Without question, the hothouse flowers on Holt's generally upmarket list couldn't flourish without the perennial support of a staple like Grafton. "It certainly is a major source of our company's income," Naumann says of the series. "But that is always true, whether it's Sue Grafton or Koonts or Grisham. Without big books, we couldn't publish smaller books. The truth is, when Sue Grafton started out, there were other big books that supported her."
As Grafton plots out Millhone's 15th adventure, it's clear that the rage that propelled her first mystery novels has softened. She now has two grandchildren (one named Kinsey), and keeps to a routine as idyllic and quirky as any writer could hope for, rising promptly, she says, at 5:58 a.m. to walk on the beach for three miles before repairing to her office at 9 o'clock to begin the day's writing. "I don't wear pantyhose and heels, but I treat this as a job and I wear makeup. I don't work in my pajamas."
Grafton receives piles of letters from zealous readers and is attentive to their concerns, within limits. "I get chided a lot for coarse language. I actually tone it down. I have met some scuzz bags in this world who cuss like sailors. I clean it up, but they still come after me for that. I say 'Fuck 'em.' "
Millhone, who has aged one year every two-and-a-half books, has been slow to catch up with the changes in her creator's life.
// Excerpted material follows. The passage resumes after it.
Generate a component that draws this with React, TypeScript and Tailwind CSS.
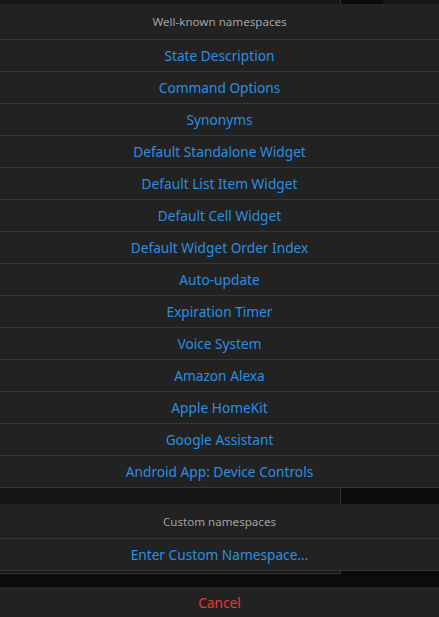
import React from "react";

const items = [
  "State Description",
  "Command Options",
  "Synonyms",
  "Default Standalone Widget",
  "Default List Item Widget",
  "Default Cell Widget",
  "Default Widget Order Index",
  "Auto-update",
  "Expiration Timer",
  "Voice System",
  "Amazon Alexa",
  "Apple HomeKit",
  "Google Assistant",
  "Android App: Device Controls",
];

export default function App() {
  return (
    <div
      className="relative w-[439px] h-[617px] overflow-hidden bg-[#0b0b0b]"
      style={{ fontFamily: '"Noto Sans", "Open Sans", sans-serif' }}
    >
      {/* dimmed page behind the sheet */}
      <div className="flex">
        <div className="w-[341px] h-[574px] bg-[#151515] border-r border-b border-[#343434]" />
        <div className="flex-1">
          <div className="ml-[42px] h-[20px] bg-[#161616]" />
        </div>
      </div>

      {/* action sheet overlay */}
      <div className="absolute inset-x-0 top-[4px] flex flex-col gap-[16px]">
        <div className="bg-[#222222] border-b border-[#363636]">
          <div className="h-[35px] pt-[1px] flex items-center justify-center text-[11.6px] text-[#a0a0a0]">
            Well-known namespaces
          </div>
          {items.map((t) => (
            <div
              key={t}
              className="h-[32px] pt-[2px] border-t border-[#363636] flex items-center justify-center text-[13.7px] text-[#2b8fe0]"
            >
              {t}
            </div>
          ))}
        </div>

        <div className="bg-[#222222] border-b border-[#363636]">
          <div className="h-[34px] pt-[1px] flex items-center justify-center text-[11.6px] text-[#a0a0a0]">
            Custom namespaces
          </div>
          <div className="h-[32px] pt-[2px] border-t border-[#363636] flex items-center justify-center text-[13.7px] text-[#2b8fe0]">
            Enter Custom Namespace...
          </div>
        </div>

        <div className="bg-[#222222] h-[40px] flex items-start pt-[6px] justify-center text-[13.7px] text-[#e53935]">
          Cancel
        </div>
      </div>
    </div>
  );
}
At the present rate, Millhone will be 40 years old when Grafton reaches what she says will be Z Is for Zero sometime around 2015. This has created a wholly unintentional gulf between their worlds that Grafton may erase by fast-forwarding 10 years without aging her characters. "But I will have to announce it because my readers, like most mystery readers, are very detail-oriented," Grafton says with a roll of the eyes, "and they get very upset if I make a mistake."